--- start INFORMATION SHOWN ---
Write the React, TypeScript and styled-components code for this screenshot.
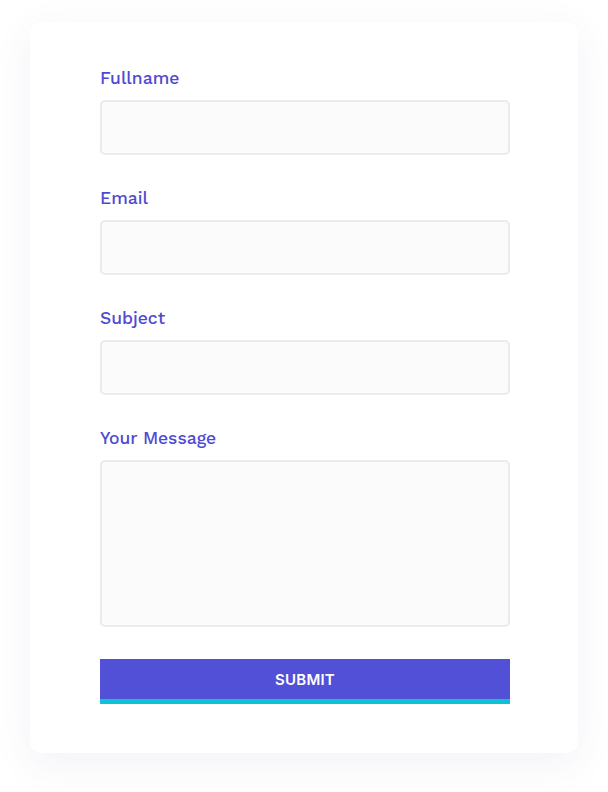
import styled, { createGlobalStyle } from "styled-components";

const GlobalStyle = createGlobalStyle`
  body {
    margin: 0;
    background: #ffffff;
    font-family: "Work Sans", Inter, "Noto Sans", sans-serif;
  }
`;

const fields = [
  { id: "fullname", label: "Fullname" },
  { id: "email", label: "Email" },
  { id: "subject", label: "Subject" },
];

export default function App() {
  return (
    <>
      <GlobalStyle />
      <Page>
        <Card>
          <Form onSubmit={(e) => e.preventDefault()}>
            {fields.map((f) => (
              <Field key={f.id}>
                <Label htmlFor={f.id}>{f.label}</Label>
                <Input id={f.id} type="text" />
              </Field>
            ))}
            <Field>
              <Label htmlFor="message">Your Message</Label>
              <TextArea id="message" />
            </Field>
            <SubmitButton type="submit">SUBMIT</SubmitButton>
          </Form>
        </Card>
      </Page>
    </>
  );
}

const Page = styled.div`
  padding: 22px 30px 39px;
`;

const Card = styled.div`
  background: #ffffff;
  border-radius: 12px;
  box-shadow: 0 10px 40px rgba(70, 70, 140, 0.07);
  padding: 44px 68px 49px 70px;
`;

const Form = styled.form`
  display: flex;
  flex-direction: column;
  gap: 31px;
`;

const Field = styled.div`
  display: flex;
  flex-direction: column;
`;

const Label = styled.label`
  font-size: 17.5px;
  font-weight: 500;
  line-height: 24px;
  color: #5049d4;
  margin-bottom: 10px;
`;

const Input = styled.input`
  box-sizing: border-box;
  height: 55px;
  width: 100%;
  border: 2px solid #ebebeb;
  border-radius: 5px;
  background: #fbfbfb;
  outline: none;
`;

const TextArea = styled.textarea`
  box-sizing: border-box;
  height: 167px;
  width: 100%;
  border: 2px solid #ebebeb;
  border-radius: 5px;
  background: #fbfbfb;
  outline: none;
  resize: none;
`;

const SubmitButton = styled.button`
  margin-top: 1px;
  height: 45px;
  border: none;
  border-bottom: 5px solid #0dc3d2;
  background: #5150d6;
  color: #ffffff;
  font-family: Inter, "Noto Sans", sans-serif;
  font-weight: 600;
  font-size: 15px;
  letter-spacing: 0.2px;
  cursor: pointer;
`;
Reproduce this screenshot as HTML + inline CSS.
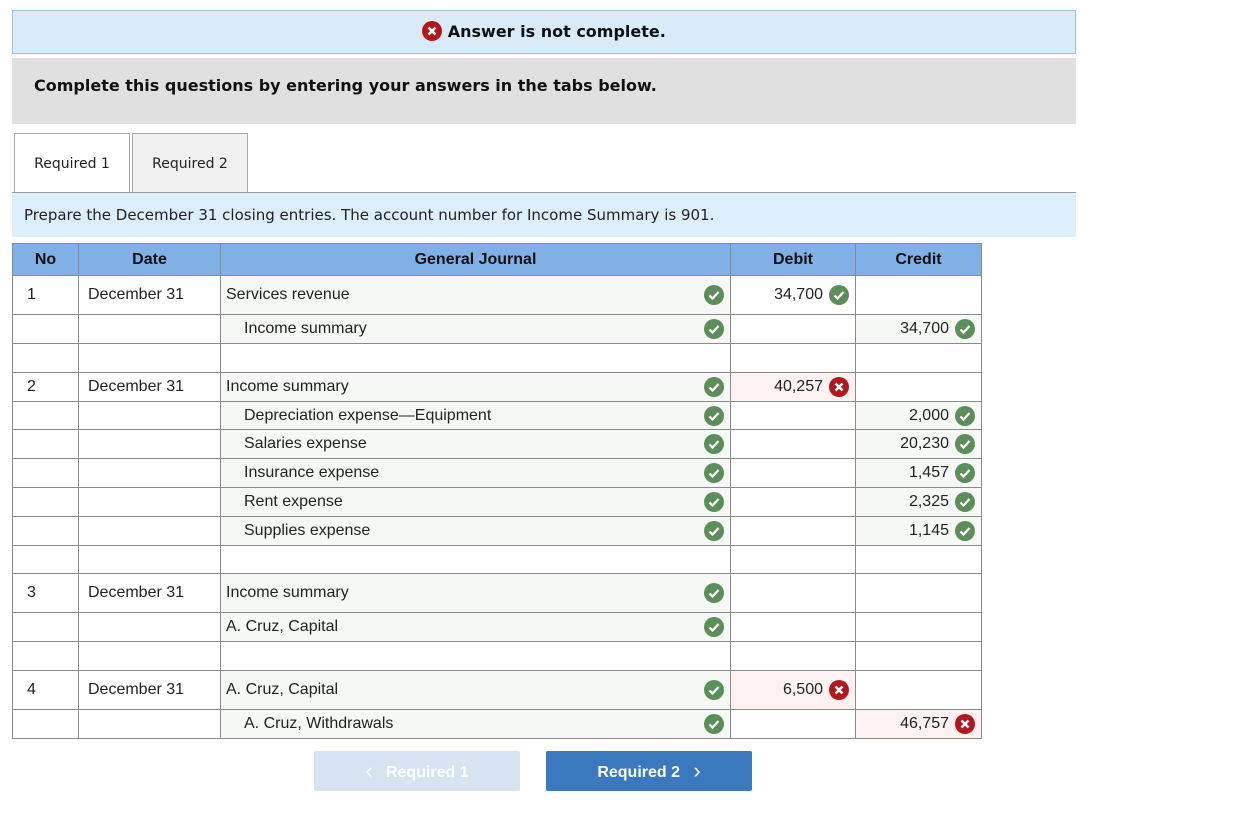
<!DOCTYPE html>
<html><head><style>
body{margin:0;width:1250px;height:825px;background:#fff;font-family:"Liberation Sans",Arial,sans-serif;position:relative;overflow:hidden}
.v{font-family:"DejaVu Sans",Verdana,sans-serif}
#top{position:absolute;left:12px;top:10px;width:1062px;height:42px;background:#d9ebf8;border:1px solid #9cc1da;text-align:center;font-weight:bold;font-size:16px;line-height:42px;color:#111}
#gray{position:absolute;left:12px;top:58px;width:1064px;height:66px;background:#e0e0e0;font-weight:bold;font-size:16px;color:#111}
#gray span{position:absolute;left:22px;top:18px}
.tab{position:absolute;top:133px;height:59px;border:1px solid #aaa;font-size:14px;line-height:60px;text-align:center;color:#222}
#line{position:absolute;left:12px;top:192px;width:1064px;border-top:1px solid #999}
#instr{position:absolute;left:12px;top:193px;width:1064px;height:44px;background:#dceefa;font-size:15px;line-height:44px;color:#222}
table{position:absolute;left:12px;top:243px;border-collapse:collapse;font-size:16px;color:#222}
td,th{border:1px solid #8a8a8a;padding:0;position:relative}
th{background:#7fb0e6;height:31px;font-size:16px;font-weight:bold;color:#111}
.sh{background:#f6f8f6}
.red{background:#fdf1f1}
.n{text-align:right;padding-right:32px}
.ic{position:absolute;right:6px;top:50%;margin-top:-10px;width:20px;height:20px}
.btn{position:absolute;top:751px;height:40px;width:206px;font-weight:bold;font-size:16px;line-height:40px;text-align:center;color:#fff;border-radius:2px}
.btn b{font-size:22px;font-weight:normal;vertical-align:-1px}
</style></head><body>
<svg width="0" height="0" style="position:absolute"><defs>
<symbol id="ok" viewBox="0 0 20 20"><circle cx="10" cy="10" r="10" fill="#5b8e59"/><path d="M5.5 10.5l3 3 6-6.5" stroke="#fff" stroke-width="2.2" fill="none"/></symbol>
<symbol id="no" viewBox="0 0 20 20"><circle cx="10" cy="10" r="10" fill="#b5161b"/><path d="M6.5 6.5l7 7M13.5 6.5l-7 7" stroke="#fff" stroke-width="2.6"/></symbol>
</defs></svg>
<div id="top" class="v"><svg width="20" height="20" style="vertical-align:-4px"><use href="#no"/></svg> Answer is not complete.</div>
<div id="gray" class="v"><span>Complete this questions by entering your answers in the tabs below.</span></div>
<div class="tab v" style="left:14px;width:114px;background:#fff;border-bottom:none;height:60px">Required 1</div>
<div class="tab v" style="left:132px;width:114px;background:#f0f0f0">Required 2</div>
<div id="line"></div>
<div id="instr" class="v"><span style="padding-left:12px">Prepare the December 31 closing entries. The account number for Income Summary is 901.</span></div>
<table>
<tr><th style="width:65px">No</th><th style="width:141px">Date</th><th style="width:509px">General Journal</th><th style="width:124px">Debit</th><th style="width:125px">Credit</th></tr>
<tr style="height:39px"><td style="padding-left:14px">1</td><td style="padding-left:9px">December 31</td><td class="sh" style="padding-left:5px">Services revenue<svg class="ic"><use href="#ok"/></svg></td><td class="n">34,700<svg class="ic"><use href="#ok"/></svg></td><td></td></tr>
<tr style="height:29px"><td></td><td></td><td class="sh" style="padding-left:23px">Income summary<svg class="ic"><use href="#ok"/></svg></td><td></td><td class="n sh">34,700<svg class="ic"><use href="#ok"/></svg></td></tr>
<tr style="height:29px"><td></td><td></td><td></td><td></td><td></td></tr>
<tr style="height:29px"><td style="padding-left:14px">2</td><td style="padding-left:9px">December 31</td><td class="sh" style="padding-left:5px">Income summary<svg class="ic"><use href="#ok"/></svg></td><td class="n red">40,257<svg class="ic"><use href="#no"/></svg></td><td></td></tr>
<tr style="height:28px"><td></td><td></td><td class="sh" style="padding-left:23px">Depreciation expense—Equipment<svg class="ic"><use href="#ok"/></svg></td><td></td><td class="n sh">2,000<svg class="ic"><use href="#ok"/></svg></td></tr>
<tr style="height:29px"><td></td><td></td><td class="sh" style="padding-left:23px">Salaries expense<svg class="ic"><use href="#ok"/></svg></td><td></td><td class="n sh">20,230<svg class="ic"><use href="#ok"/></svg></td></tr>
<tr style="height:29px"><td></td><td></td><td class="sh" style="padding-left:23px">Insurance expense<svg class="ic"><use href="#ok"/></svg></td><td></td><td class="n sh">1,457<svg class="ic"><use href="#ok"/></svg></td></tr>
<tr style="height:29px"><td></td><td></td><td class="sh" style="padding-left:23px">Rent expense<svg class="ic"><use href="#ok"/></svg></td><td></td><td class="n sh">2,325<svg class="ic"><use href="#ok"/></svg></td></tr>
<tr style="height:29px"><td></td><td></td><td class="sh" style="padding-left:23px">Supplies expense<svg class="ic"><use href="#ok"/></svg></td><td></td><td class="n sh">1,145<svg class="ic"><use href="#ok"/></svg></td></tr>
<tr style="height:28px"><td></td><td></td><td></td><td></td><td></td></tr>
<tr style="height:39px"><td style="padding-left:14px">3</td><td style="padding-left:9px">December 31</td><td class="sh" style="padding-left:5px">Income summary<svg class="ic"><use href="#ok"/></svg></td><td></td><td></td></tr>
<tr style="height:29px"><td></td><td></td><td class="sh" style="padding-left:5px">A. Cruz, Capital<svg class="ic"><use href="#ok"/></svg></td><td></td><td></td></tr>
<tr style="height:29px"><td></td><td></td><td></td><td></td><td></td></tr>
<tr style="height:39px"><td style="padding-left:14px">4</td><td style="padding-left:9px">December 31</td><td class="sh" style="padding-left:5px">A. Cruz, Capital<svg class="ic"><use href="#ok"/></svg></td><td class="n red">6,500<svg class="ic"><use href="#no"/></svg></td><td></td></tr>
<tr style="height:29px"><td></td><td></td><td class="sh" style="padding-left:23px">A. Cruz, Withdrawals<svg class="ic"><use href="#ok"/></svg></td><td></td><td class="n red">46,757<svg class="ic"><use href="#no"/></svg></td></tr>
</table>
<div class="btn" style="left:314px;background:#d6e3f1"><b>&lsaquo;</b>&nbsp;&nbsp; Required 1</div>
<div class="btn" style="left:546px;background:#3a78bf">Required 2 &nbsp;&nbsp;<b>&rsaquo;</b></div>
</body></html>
--- end INFORMATION SHOWN ---
OBJECTIVE
Within the listing above, work out how many lines contain the string "screenshot", and reply with that number only.

WORKED SOLUTION
2